The Philippine president’s ambitious $167 billion plan to build up infrastructure for long-term job creation and economic development will tap into his new friendship with China for funding, despite doubts at home.
President Rodrigo Duterte said his “golden age” of infrastructure would create roads, railways and other public infrastructure through the end of his term in 2022. The Southeast Asian country, where about one-fifth of people live in poverty, has missed factory investment, and with it job creation, partly because of a lack of those amenities.
Roads, railways and ports
China has offered the Philippines up to $24 billion in aid that includes such projects, part of a friendship that the two former rivals began pursuing after Duterte took office in June 2016. Previously China and the Philippines angrily disputed tracts of the South China Sea. Beijing had taken an upper hand with land reclamation in the sea’s Spratly Islands and coast guard patrols over a shoal coveted by Filipino fishermen.
“It shouldn’t be a surprise that the Philippines would be receiving more funding,” said Song Seng Wun, Southeast Asia-specialized economist with the private banking unit of CIMB in Singapore.
“The only thing, obviously all these things will come with a catch,” he said. “In the case of the Philippines, from the Chinese, it’s to get the Philippines on their side as far as the South China Sea claims over territory are concerned. It does anchor the Philippines closer toward the Chinese.”

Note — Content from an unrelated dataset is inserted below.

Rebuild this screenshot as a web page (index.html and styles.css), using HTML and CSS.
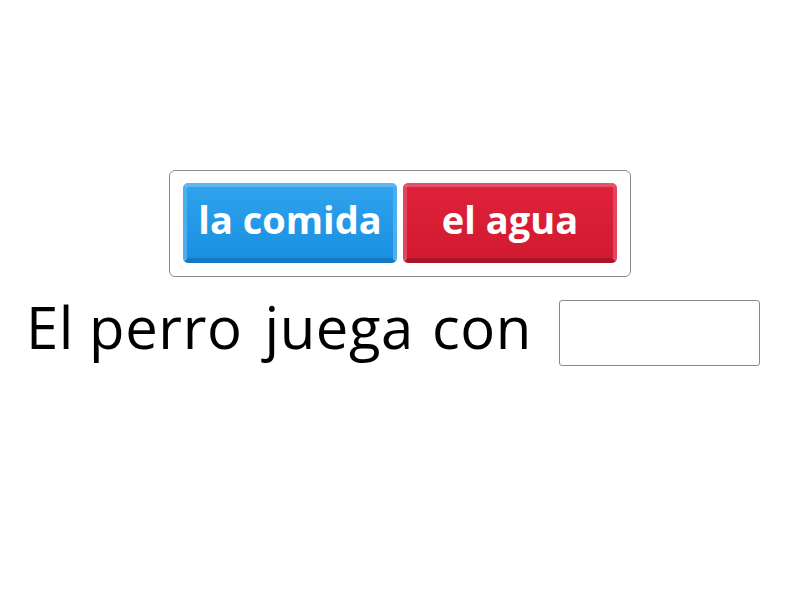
FILE: index.html
```html
<!DOCTYPE html>
<html lang="es">
<head>
<meta charset="utf-8">
<title>El perro juega con</title>
<link rel="stylesheet" href="styles.css">
</head>
<body>
<main class="stage">
  <div class="bank">
    <div class="tile tile-blue">la comida</div>
    <div class="tile tile-red">el agua</div>
  </div>
  <div class="sentence">
    <span class="word w1">El</span>
    <span class="word w2">perro</span>
    <span class="word w3">juega</span>
    <span class="word w4">con</span>
    <span class="slot"></span>
  </div>
</main>
</body>
</html>
```

FILE: styles.css
```css
html, body {
  margin: 0;
  padding: 0;
  background: #ffffff;
}

.stage {
  width: 800px;
  height: 600px;
  font-family: "Open Sans", "Noto Sans", sans-serif;
  padding-top: 170px;
  box-sizing: border-box;
}

.bank {
  width: 462px;
  height: 107px;
  margin: 0 auto;
  box-sizing: border-box;
  border: 1px solid #8c8c8c;
  border-radius: 6px;
  padding: 12px 13px;
  display: flex;
  gap: 6px;
}

.tile {
  width: 214px;
  height: 80px;
  box-sizing: border-box;
  border-radius: 5px;
  border-style: solid;
  border-width: 4px 4px 5px 4px;
  display: flex;
  align-items: center;
  justify-content: center;
  color: #ffffff;
  font-weight: 700;
  font-size: 38px;
  padding-bottom: 7px;
}

.tile-blue {
  background: linear-gradient(#2fa2ec, #1a90e2);
  border-color: #5db6f2 #4cadf0 #1679c4 #4cadf0;
}

.tile-red {
  background: linear-gradient(#de2239, #d21a30);
  border-color: #e5516a #e2465c #a9182a #e2465c;
}

.sentence {
  display: flex;
  align-items: flex-start;
  margin-top: 23px;
  padding-left: 26px;
  font-size: 58px;
  color: #000000;
}

.word {
  line-height: 54px;
  letter-spacing: 0.6px;
}

.w2 { margin-left: 15px; }
.w3 { margin-left: 22px; }
.w4 { margin-left: 18px; }

.slot {
  width: 201px;
  height: 66px;
  box-sizing: border-box;
  border: 1px solid #8a8a8a;
  border-radius: 3px;
  margin-left: 27px;
}
```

The Philippines wants to be more economically competitive
A heftier infrastructure budget, which began growing in 2016 under Duterte’s predecessor Benigno Aquino, would build new ground transportation as well as expand ports and airports for use by foreign-invested factories. Investors now pick places such as China and Vietnam because of their more developed facilities.
“We are ready to fund the Build, Build, Build infrastructure program that will ensure robust growth for the economy and more inclusive growth pattern and dramatic reduction in poverty incidence by 2022,” presidential office spokesman Ernesto Abella said via the office website July 6.

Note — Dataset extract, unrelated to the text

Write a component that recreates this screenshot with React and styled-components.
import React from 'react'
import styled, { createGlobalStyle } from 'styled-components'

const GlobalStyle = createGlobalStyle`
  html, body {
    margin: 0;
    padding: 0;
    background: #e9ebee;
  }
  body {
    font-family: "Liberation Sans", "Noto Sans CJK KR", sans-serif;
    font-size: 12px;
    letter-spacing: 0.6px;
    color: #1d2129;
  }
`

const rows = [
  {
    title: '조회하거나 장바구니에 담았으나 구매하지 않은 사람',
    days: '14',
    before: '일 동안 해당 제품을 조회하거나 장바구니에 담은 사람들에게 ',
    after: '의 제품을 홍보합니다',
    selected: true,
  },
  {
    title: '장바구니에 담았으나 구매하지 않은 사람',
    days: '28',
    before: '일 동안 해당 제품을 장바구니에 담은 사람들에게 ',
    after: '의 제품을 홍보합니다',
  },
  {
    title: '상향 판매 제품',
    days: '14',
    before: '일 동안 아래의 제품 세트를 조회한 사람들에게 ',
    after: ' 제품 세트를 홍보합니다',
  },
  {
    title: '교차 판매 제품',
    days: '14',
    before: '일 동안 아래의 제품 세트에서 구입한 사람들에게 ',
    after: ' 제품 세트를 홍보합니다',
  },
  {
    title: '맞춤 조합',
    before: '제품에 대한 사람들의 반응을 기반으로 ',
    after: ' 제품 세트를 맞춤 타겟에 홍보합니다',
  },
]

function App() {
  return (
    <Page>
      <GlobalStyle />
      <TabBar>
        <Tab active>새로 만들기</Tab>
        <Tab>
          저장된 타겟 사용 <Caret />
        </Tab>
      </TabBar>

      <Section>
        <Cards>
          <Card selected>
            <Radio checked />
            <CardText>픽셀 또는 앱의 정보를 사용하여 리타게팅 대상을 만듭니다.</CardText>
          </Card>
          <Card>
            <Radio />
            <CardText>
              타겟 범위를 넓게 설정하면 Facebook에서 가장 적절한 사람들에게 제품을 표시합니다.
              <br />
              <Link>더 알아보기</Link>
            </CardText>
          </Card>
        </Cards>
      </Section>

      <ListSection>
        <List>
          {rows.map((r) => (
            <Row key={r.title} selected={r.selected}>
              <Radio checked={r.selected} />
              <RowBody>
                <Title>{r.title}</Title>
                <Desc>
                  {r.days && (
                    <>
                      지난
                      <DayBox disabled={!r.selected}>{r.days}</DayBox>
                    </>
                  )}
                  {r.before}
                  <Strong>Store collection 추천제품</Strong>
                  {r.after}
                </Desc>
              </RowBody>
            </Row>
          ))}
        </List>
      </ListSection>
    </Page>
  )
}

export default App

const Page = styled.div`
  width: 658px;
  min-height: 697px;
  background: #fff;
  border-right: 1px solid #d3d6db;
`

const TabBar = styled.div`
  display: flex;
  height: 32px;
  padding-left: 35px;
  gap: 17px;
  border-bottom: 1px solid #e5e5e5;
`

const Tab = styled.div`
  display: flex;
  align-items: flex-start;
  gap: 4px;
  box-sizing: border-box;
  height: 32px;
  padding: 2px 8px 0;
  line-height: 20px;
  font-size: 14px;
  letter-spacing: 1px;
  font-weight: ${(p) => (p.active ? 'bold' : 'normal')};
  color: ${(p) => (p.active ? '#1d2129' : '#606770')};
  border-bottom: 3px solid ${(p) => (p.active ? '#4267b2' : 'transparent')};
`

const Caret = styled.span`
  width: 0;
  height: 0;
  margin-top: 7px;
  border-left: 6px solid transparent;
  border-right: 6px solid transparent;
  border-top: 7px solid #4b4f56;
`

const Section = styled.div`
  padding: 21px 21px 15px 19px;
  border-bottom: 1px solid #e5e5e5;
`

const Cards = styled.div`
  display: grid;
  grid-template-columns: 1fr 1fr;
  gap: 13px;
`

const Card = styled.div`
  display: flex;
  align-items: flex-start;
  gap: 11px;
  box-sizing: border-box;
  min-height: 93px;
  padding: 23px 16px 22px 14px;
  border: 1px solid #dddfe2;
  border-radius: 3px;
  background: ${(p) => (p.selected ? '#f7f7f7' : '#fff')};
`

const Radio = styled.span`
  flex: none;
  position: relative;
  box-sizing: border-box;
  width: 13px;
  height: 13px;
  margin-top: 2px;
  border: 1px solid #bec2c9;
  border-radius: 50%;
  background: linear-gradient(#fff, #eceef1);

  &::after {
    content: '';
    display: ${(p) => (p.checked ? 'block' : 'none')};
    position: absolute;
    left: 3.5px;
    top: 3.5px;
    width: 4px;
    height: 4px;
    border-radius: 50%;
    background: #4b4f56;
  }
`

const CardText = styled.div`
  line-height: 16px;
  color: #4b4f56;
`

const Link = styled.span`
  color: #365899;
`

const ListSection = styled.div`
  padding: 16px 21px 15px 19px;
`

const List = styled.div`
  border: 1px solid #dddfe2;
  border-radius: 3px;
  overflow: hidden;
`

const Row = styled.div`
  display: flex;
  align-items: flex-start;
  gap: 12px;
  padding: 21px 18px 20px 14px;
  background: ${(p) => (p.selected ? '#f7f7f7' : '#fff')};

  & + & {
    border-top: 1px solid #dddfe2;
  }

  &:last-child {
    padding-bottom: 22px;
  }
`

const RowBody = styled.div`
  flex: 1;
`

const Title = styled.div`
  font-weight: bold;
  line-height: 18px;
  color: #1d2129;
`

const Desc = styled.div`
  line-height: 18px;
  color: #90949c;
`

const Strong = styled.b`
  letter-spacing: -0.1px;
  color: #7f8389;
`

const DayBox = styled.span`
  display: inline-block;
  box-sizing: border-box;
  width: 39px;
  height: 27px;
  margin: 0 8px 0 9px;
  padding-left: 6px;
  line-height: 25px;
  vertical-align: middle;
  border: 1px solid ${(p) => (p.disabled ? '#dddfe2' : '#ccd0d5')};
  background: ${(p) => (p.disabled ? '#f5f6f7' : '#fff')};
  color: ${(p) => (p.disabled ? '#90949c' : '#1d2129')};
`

At least 20 million Filipinos are “poor,” according to the Philippine Statistics Office Authority data last year. They live on less than half the “living wage,” of 1,088 pesos ($24.10) per day, it said via the presidential website.
The Philippines is also raising money through tax reform to fund new infrastructure. From July to May, the government collected about 2.09 trillion pesos ($41 billion) in revenues, seven percent higher than in the same period a year earlier, Abella said.
But officials are also tapping China. Over the past year, for example, Beijing has discussed helping fund two Philippine railway projects with a combined total cost of $8.3 billion. China agreed in January to work with the Philippines on 30 projects and put up the equivalent of $3.7 billion.
But who benefits the most?
Philippine pundits and opposition politicians have questioned that funding because they worry Beijing would use it to erode their country’s sovereignty claim to the fishing-rich, oil-laden South China Sea off their west coasts.
Some also wonder whether China will send its own workers and materials for the projects it funds. Chinese-funded projects in other countries have come with Chinese labor, meaning fewer local jobs.
“We want to know if these infrastructure projects that will be funded by loans from China will really translate into actually jobs for skilled and unskilled laborers, for fellow Filipinos, as well as local sourcing of materials for the big push for infrastructure by the administration,” said Georgina Hernandez, spokeswoman for separately elected Philippine Vice President Leni Robedo.
Philippine Senator Leila de Lima asked the senate in May to examine any proposed loan from China that would rack up debt or compromise Philippine sovereignty.
Distrust, but is it warranted?
Most Filipinos distrust China, according to a survey by Metro Manila research organization Social Weather Stations in the first quarter of 2017.
But the Philippines will probably find China’s loan terms equal to what private banks would offer according to Christian de Guzman, vice president and senior credit officer with Moody’s in Singapore.
Beijing has made similar offers across Eurasia under its 4-year-old “Belt-and-Road” initiative aimed at increasing Chinese influence while picking up contracts for Chinese firms.
“The debate, with regards to borrowing from China I think, has some political overtones to it,” de Guzman said.
“But I think from a pure financial perspective, the cost of borrowing from China is not any cheaper or any more expensive than borrowing from the market,” he said. “This is because borrowing from China is typically done through the Chinese policy banks. They’re not a private bank. They’re state owned.”
China is using its financial clout
Brunei, Malaysia, and Vietnam also contest Beijing’s claims to the 3.5 million-square-kilometer South China Sea. They resent Chinese control of islets for military use as well as its passage of coast guard vessels through waters overlapping their own claims.
China has turned to its $11.2 trillion economy to offer investment for all three, keeping their anger quiet especially after a world arbitration court ruled a year ago this month against the legal basis for much of Beijing's maritime claims.